• WHAT THE EXERCISE ASKS: Go through the listing below and gather every line with the word "index".

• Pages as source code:
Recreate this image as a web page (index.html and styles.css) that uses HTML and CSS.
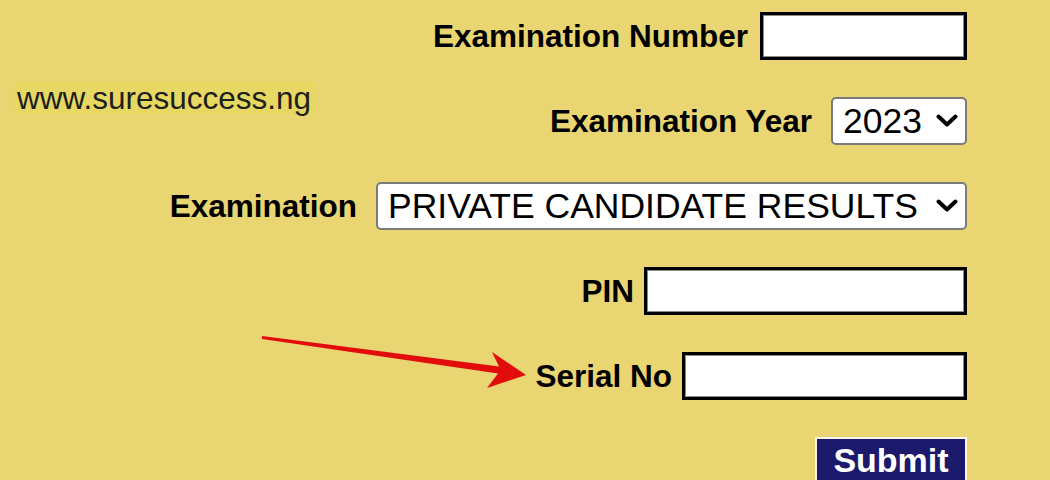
FILE: index.html
```html
<!DOCTYPE html>
<html>
<head>
<meta charset="utf-8">
<link rel="stylesheet" href="styles.css">
</head>
<body>
<div class="page">
  <div class="watermark">www.suresuccess.ng</div>
  <form class="form">
    <div class="row">
      <label class="label">Examination Number</label>
      <input class="field w-exnum" type="text">
    </div>
    <div class="row">
      <label class="label">Examination Year</label>
      <div class="select-wrap w-year">
        <select class="select"><option>2023</option></select>
        <svg class="chev" viewBox="0 0 22 13" width="22" height="13"><path d="M2.5 2.5 L11 10.5 L19.5 2.5" fill="none" stroke="#000" stroke-width="4" stroke-linecap="round" stroke-linejoin="round"/></svg>
      </div>
    </div>
    <div class="row">
      <label class="label">Examination</label>
      <div class="select-wrap w-exam">
        <select class="select"><option>PRIVATE CANDIDATE RESULTS</option></select>
        <svg class="chev" viewBox="0 0 22 13" width="22" height="13"><path d="M2.5 2.5 L11 10.5 L19.5 2.5" fill="none" stroke="#000" stroke-width="4" stroke-linecap="round" stroke-linejoin="round"/></svg>
      </div>
    </div>
    <div class="row">
      <label class="label">PIN</label>
      <input class="field w-pin" type="text">
    </div>
    <div class="row">
      <label class="label">Serial No</label>
      <input class="field w-serial" type="text">
    </div>
    <div class="row">
      <button class="submit" type="button">Submit</button>
    </div>
  </form>
  <svg class="arrow" width="1050" height="480" viewBox="0 0 1050 480">
    <polygon points="262,336 499,366.5 492,352 526,375 487,388 498,373.5 262,339" fill="#e20c0c"/>
  </svg>
</div>
</body>
</html>
```
FILE: styles.css
```css
html, body {
  margin: 0;
  padding: 0;
}
body {
  background: #e9d572;
  width: 1050px;
  height: 480px;
  overflow: hidden;
  font-family: "Liberation Sans", Arial, sans-serif;
}
.page {
  position: relative;
  width: 1050px;
  height: 480px;
}
.watermark {
  position: absolute;
  left: 13px;
  top: 82px;
  padding: 0 4px;
  height: 32px;
  line-height: 32px;
  font-size: 31.5px;
  color: #1e1e1e;
  background: #e6d862;
}
.form {
  width: 967px;
  padding-top: 12px;
  display: flex;
  flex-direction: column;
  align-items: flex-end;
  gap: 37px;
  margin: 0;
}
.row {
  display: flex;
  align-items: center;
  gap: 10px;
  height: 48px;
}
.label {
  font-weight: bold;
  font-size: 31.5px;
  color: #000;
}
.field {
  box-sizing: border-box;
  height: 48px;
  margin: 0;
  padding: 0;
  background: #fff;
  border: 3px solid #000;
  box-shadow: inset 0 0 0 1px #8a8a8a;
}
.w-exnum { width: 207px; margin-left: 2px; }
.w-pin { width: 323px; }
.w-serial { width: 285px; }
.select-wrap {
  position: relative;
  height: 48px;
  margin-left: 9px;
}
.w-year { width: 136px; }
.w-exam { width: 591px; }
.select {
  -webkit-appearance: none;
  appearance: none;
  box-sizing: border-box;
  width: 100%;
  height: 48px;
  margin: 0;
  padding: 0 0 0 10px;
  background: #fff;
  border: 2px solid #7b7b7b;
  border-radius: 5px;
  font-family: "Liberation Sans", Arial, sans-serif;
  font-size: 35.5px;
  color: #000;
}
.chev {
  position: absolute;
  right: 9px;
  top: 17px;
  pointer-events: none;
}
.submit {
  box-sizing: border-box;
  width: 152px;
  height: 52px;
  margin: 0;
  padding: 0 0 6px 0;
  align-self: flex-start;
  background: #1b1a6d;
  border: 2px solid #fbf7e8;
  color: #fff;
  font-family: "Liberation Sans", Arial, sans-serif;
  font-weight: bold;
  font-size: 34px;
}
.arrow {
  position: absolute;
  left: 0;
  top: 0;
  pointer-events: none;
}
```
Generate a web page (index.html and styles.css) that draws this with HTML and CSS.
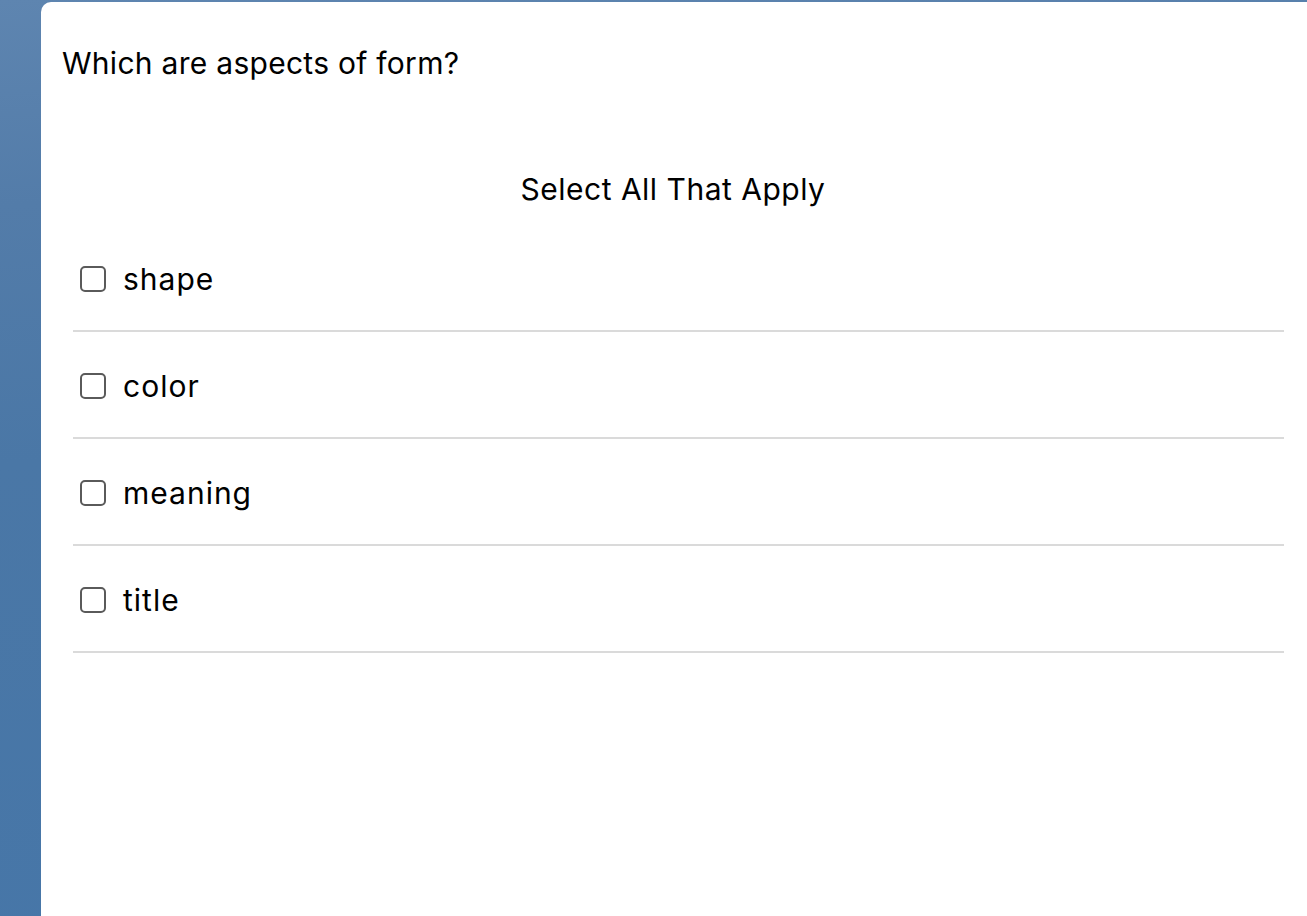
FILE: index.html
```html
<!DOCTYPE html>
<html>
<head>
<meta charset="utf-8">
<link rel="stylesheet" href="styles.css">
</head>
<body>
<div class="card">
  <h1 class="question">Which are aspects of form?</h1>
  <h2 class="instruction">Select All That Apply</h2>
  <ul class="options">
    <li class="option"><span class="box"></span><span class="label">shape</span></li>
    <li class="option"><span class="box"></span><span class="label">color</span></li>
    <li class="option"><span class="box"></span><span class="label">meaning</span></li>
    <li class="option"><span class="box"></span><span class="label">title</span></li>
  </ul>
</div>
</body>
</html>
```
FILE: styles.css
```css
html, body {
  margin: 0;
  padding: 0;
  height: 100%;
  overflow: hidden;
}
body {
  background: linear-gradient(175deg, #5e85b0 0%, #537ca9 20%, #4a77a6 45%, #4676a8 100%);
  font-family: Inter, "Liberation Sans", Arial, sans-serif;
  color: #000;
}
.card {
  margin: 2px 0 0 41px;
  height: 914px;
  background: #fff;
  border-top-left-radius: 10px;
  padding: 43px 23px 0 21px;
  box-sizing: border-box;
}
.question {
  margin: 0;
  font-size: 30px;
  font-weight: normal;
  line-height: 36px;
  letter-spacing: 0.28px;
}
.instruction {
  margin: 90px 0 0 0;
  font-size: 30px;
  font-weight: normal;
  line-height: 36px;
  letter-spacing: 0.5px;
  text-align: center;
}
.options {
  list-style: none;
  margin: 18px 0 0 11px;
  padding: 0;
}
.option {
  display: flex;
  align-items: center;
  height: 107px;
  box-sizing: border-box;
  border-bottom: 2px solid #dadada;
  padding: 3px 0 0 7px;
}
.box {
  width: 26px;
  height: 26px;
  box-sizing: border-box;
  border: 2px solid #5a5a5a;
  border-radius: 5px;
  flex: none;
}
.label {
  margin-left: 17px;
  font-size: 30px;
  line-height: 36px;
  letter-spacing: 1px;
}
```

• SOLUTION FOR THIS PROBLEM:
Recreate this image as a web page (index.html and styles.css) that uses HTML and CSS.
FILE: index.html
Generate a web page (index.html and styles.css) that draws this with HTML and CSS.
FILE: index.html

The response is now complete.